# What is being asked:
Leaving the pictures aside, transcribe every line below exactly.

# Provided data:
+ + + +

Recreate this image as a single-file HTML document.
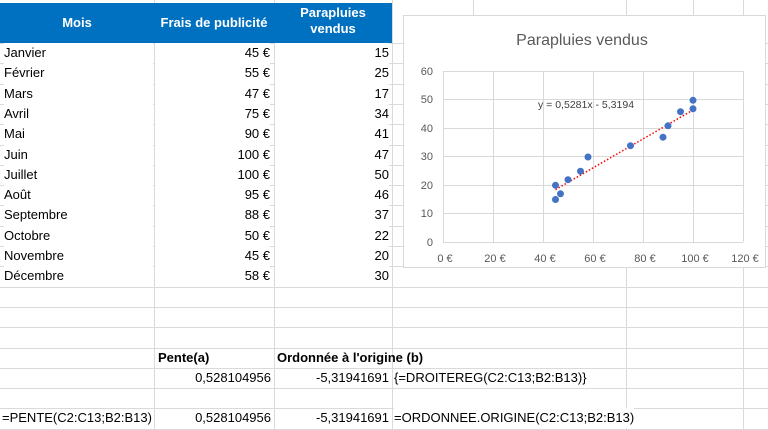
<!DOCTYPE html>
<html><head><meta charset="utf-8"><style>
body{margin:0;width:768px;height:429px;overflow:hidden;background:#fff;font-family:"Liberation Sans",sans-serif;font-size:13px;color:#000;position:relative}
.h{position:absolute;left:0;width:768px;height:1px;background:#dadada}
.v{position:absolute;top:0;width:1px;height:429px;background:#dadada}
.t{position:absolute;white-space:nowrap;line-height:20px}
.r{text-align:right}
.hd{position:absolute;left:0;top:3px;width:392px;height:40px;background:#0070c0}
.ht{position:absolute;color:#fff;font-weight:bold;text-align:center;line-height:16px}
</style></head><body>
<div id="g"></div>
<div class="hd"></div>
<div class="ht" style="left:0;width:154px;top:15px">Mois</div>
<div class="ht" style="left:154px;width:120px;top:15px">Frais de publicité</div>
<div class="ht" style="left:274px;width:118px;top:5px">Parapluies<br>vendus</div>
<div id="c"></div>
<svg style="position:absolute;left:0;top:0" width="768" height="429">
<rect x="403.5" y="15.5" width="362" height="252" fill="#fff" stroke="#d9d9d9"/>
<text x="582" y="45" font-family="Liberation Sans" font-size="16" fill="#595959" text-anchor="middle">Parapluies vendus</text>
<g stroke="#d9d9d9" stroke-width="1">
<line x1="443" y1="71.5" x2="743" y2="71.5"/><line x1="443" y1="99.5" x2="743" y2="99.5"/><line x1="443" y1="128.5" x2="743" y2="128.5"/><line x1="443" y1="156.5" x2="743" y2="156.5"/><line x1="443" y1="185.5" x2="743" y2="185.5"/><line x1="443" y1="213.5" x2="743" y2="213.5"/><line x1="443" y1="242.5" x2="743" y2="242.5"/>
<line x1="443.5" y1="71" x2="443.5" y2="242"/><line x1="493.5" y1="71" x2="493.5" y2="242"/><line x1="543.5" y1="71" x2="543.5" y2="242"/><line x1="593.5" y1="71" x2="593.5" y2="242"/><line x1="643.5" y1="71" x2="643.5" y2="242"/><line x1="693.5" y1="71" x2="693.5" y2="242"/><line x1="743.5" y1="71" x2="743.5" y2="242"/>
</g>
<g font-family="Liberation Sans" font-size="11" fill="#595959" text-anchor="end">
<text x="433" y="75">60</text><text x="433" y="103">50</text><text x="433" y="132">40</text><text x="433" y="160">30</text><text x="433" y="189">20</text><text x="433" y="217">10</text><text x="433" y="246">0</text>
</g>
<g font-family="Liberation Sans" font-size="11" fill="#595959" text-anchor="middle">
<text x="445" y="262">0 €</text><text x="495" y="262">20 €</text><text x="545" y="262">40 €</text><text x="595" y="262">60 €</text><text x="645" y="262">80 €</text><text x="695" y="262">100 €</text><text x="745" y="262">120 €</text>
</g>
<text x="538" y="108" font-family="Liberation Sans" font-size="10.5" fill="#404040">y = 0,5281x - 5,3194</text>
<line x1="555.5" y1="189.6" x2="693" y2="110" stroke="#ff0000" stroke-width="1.5" stroke-dasharray="1.5,2"/>
<g fill="#4472c4">
<circle cx="555.5" cy="199.5" r="3.5"/><circle cx="580.5" cy="171.2" r="3.5"/><circle cx="560.5" cy="193.8" r="3.5"/><circle cx="630.5" cy="145.7" r="3.5"/><circle cx="668" cy="125.8" r="3.5"/><circle cx="693" cy="108.8" r="3.5"/><circle cx="693" cy="100.3" r="3.5"/><circle cx="680.5" cy="111.7" r="3.5"/><circle cx="663" cy="137.2" r="3.5"/><circle cx="568" cy="179.7" r="3.5"/><circle cx="555.5" cy="185.3" r="3.5"/><circle cx="588" cy="157" r="3.5"/>
</g>
</svg>
<script>
var g=document.getElementById('g'),s='';
var ys=[43];for(var i=1;i<20;i++)ys.push(Math.round(43+20.3*i));
ys.forEach(function(y){s+='<div class="h" style="top:'+y+'px"></div>'});
[154,274,392,626,743].forEach(function(x){s+='<div class="v" style="left:'+x+'px"></div>'});
[473,693].forEach(function(x){s+='<div class="v" style="left:'+x+'px;height:20px"></div>'});
g.innerHTML=s;
var d=[["Janvier","45 €",15],["Février","55 €",25],["Mars","47 €",17],["Avril","75 €",34],["Mai","90 €",41],["Juin","100 €",47],["Juillet","100 €",50],["Août","95 €",46],["Septembre","88 €",37],["Octobre","50 €",22],["Novembre","45 €",20],["Décembre","58 €",30]];
var c='';
d.forEach(function(r,i){var y=43+20.3*i;
c+='<div class="t" style="left:4px;top:'+y+'px;background:#fff;width:149px">'+r[0]+'</div>';
c+='<div class="t r" style="left:155px;width:115px;top:'+y+'px;background:#fff">'+r[1]+'</div>';
c+='<div class="t r" style="left:275px;width:114px;top:'+y+'px;background:#fff">'+r[2]+'</div>';});
function Y(k){return 43+20.3*k}
c+='<div class="t" style="left:158px;top:'+Y(15)+'px;font-weight:bold">Pente(a)</div>';
c+='<div class="t" style="left:277px;top:'+Y(15)+'px;font-weight:bold">Ordonnée à l\'origine (b)</div>';
c+='<div class="t r" style="left:155px;width:116px;top:'+Y(16)+'px">0,528104956</div>';
c+='<div class="t r" style="left:275px;width:114px;top:'+Y(16)+'px">-5,31941691</div>';
c+='<div class="t" style="left:394px;top:'+Y(16)+'px">{=DROITEREG(C2:C13;B2:B13)}</div>';
c+='<div class="t" style="left:2px;top:'+Y(18)+'px">=PENTE(C2:C13;B2:B13)</div>';
c+='<div class="t r" style="left:155px;width:116px;top:'+Y(18)+'px">0,528104956</div>';
c+='<div class="t r" style="left:275px;width:114px;top:'+Y(18)+'px">-5,31941691</div>';
c+='<div class="t" style="left:394px;top:'+Y(18)+'px;background:#fff">=ORDONNEE.ORIGINE(C2:C13;B2:B13)</div>';
document.getElementById('c').innerHTML=c;
</script>
</body></html>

+ + + +

# Problem solution:
Recreate this image as a single-file HTML document.
<!DOCTYPE html>
<html><head><meta charset="utf-8"><style>
body{margin:0;width:768px;height:429px;overflow:hidden;background:#fff;font-family:"Liberation Sans",sans-serif;font-size:13px;color:#000;position:relative}
.h{position:absolute;left:0;width:768px;height:1px;background:#dadada}
.v{position:absolute;top:0;width:1px;height:429px;background:#dadada}
.t{position:absolute;white-space:nowrap;line-height:20px}
.r{text-align:right}
.hd{position:absolute;left:0;top:3px;width:392px;height:40px;background:#0070c0}
.ht{position:absolute;color:#fff;font-weight:bold;text-align:center;line-height:16px}
</style></head><body>
<div id="g"></div>
<div class="hd"></div>
<div class="ht" style="left:0;width:154px;top:15px">Mois</div>
<div class="ht" style="left:154px;width:120px;top:15px">Frais de publicité</div>
<div class="ht" style="left:274px;width:118px;top:5px">Parapluies<br>vendus</div>
<div id="c"></div>
<svg style="position:absolute;left:0;top:0" width="768" height="429">
<rect x="403.5" y="15.5" width="362" height="252" fill="#fff" stroke="#d9d9d9"/>
<text x="582" y="45" font-family="Liberation Sans" font-size="16" fill="#595959" text-anchor="middle">Parapluies vendus</text>
<g stroke="#d9d9d9" stroke-width="1">
<line x1="443" y1="71.5" x2="743" y2="71.5"/><line x1="443" y1="99.5" x2="743" y2="99.5"/><line x1="443" y1="128.5" x2="743" y2="128.5"/><line x1="443" y1="156.5" x2="743" y2="156.5"/><line x1="443" y1="185.5" x2="743" y2="185.5"/><line x1="443" y1="213.5" x2="743" y2="213.5"/><line x1="443" y1="242.5" x2="743" y2="242.5"/>
<line x1="443.5" y1="71" x2="443.5" y2="242"/><line x1="493.5" y1="71" x2="493.5" y2="242"/><line x1="543.5" y1="71" x2="543.5" y2="242"/><line x1="593.5" y1="71" x2="593.5" y2="242"/><line x1="643.5" y1="71" x2="643.5" y2="242"/><line x1="693.5" y1="71" x2="693.5" y2="242"/><line x1="743.5" y1="71" x2="743.5" y2="242"/>
</g>
<g font-family="Liberation Sans" font-size="11" fill="#595959" text-anchor="end">
<text x="433" y="75">60</text><text x="433" y="103">50</text><text x="433" y="132">40</text><text x="433" y="160">30</text><text x="433" y="189">20</text><text x="433" y="217">10</text><text x="433" y="246">0</text>
</g>
<g font-family="Liberation Sans" font-size="11" fill="#595959" text-anchor="middle">
<text x="445" y="262">0 €</text><text x="495" y="262">20 €</text><text x="545" y="262">40 €</text><text x="595" y="262">60 €</text><text x="645" y="262">80 €</text><text x="695" y="262">100 €</text><text x="745" y="262">120 €</text>
</g>
<text x="538" y="108" font-family="Liberation Sans" font-size="10.5" fill="#404040">y = 0,5281x - 5,3194</text>
<line x1="555.5" y1="189.6" x2="693" y2="110" stroke="#ff0000" stroke-width="1.5" stroke-dasharray="1.5,2"/>
<g fill="#4472c4">
<circle cx="555.5" cy="199.5" r="3.5"/><circle cx="580.5" cy="171.2" r="3.5"/><circle cx="560.5" cy="193.8" r="3.5"/><circle cx="630.5" cy="145.7" r="3.5"/><circle cx="668" cy="125.8" r="3.5"/><circle cx="693" cy="108.8" r="3.5"/><circle cx="693" cy="100.3" r="3.5"/><circle cx="680.5" cy="111.7" r="3.5"/><circle cx="663" cy="137.2" r="3.5"/><circle cx="568" cy="179.7" r="3.5"/><circle cx="555.5" cy="185.3" r="3.5"/><circle cx="588" cy="157" r="3.5"/>
</g>
</svg>
<script>
var g=document.getElementById('g'),s='';
var ys=[43];for(var i=1;i<20;i++)ys.push(Math.round(43+20.3*i));
ys.forEach(function(y){s+='<div class="h" style="top:'+y+'px"></div>'});
[154,274,392,626,743].forEach(function(x){s+='<div class="v" style="left:'+x+'px"></div>'});
[473,693].forEach(function(x){s+='<div class="v" style="left:'+x+'px;height:20px"></div>'});
g.innerHTML=s;
var d=[["Janvier","45 €",15],["Février","55 €",25],["Mars","47 €",17],["Avril","75 €",34],["Mai","90 €",41],["Juin","100 €",47],["Juillet","100 €",50],["Août","95 €",46],["Septembre","88 €",37],["Octobre","50 €",22],["Novembre","45 €",20],["Décembre","58 €",30]];
var c='';
d.forEach(function(r,i){var y=43+20.3*i;
c+='<div class="t" style="left:4px;top:'+y+'px;background:#fff;width:149px">'+r[0]+'</div>';
c+='<div class="t r" style="left:155px;width:115px;top:'+y+'px;background:#fff">'+r[1]+'</div>';
c+='<div class="t r" style="left:275px;width:114px;top:'+y+'px;background:#fff">'+r[2]+'</div>';});
function Y(k){return 43+20.3*k}
c+='<div class="t" style="left:158px;top:'+Y(15)+'px;font-weight:bold">Pente(a)</div>';
c+='<div class="t" style="left:277px;top:'+Y(15)+'px;font-weight:bold">Ordonnée à l\'origine (b)</div>';
c+='<div class="t r" style="left:155px;width:116px;top:'+Y(16)+'px">0,528104956</div>';
c+='<div class="t r" style="left:275px;width:114px;top:'+Y(16)+'px">-5,31941691</div>';
c+='<div class="t" style="left:394px;top:'+Y(16)+'px">{=DROITEREG(C2:C13;B2:B13)}</div>';
c+='<div class="t" style="left:2px;top:'+Y(18)+'px">=PENTE(C2:C13;B2:B13)</div>';
c+='<div class="t r" style="left:155px;width:116px;top:'+Y(18)+'px">0,528104956</div>';
c+='<div class="t r" style="left:275px;width:114px;top:'+Y(18)+'px">-5,31941691</div>';
c+='<div class="t" style="left:394px;top:'+Y(18)+'px;background:#fff">=ORDONNEE.ORIGINE(C2:C13;B2:B13)</div>';
document.getElementById('c').innerHTML=c;
</script>
</body></html>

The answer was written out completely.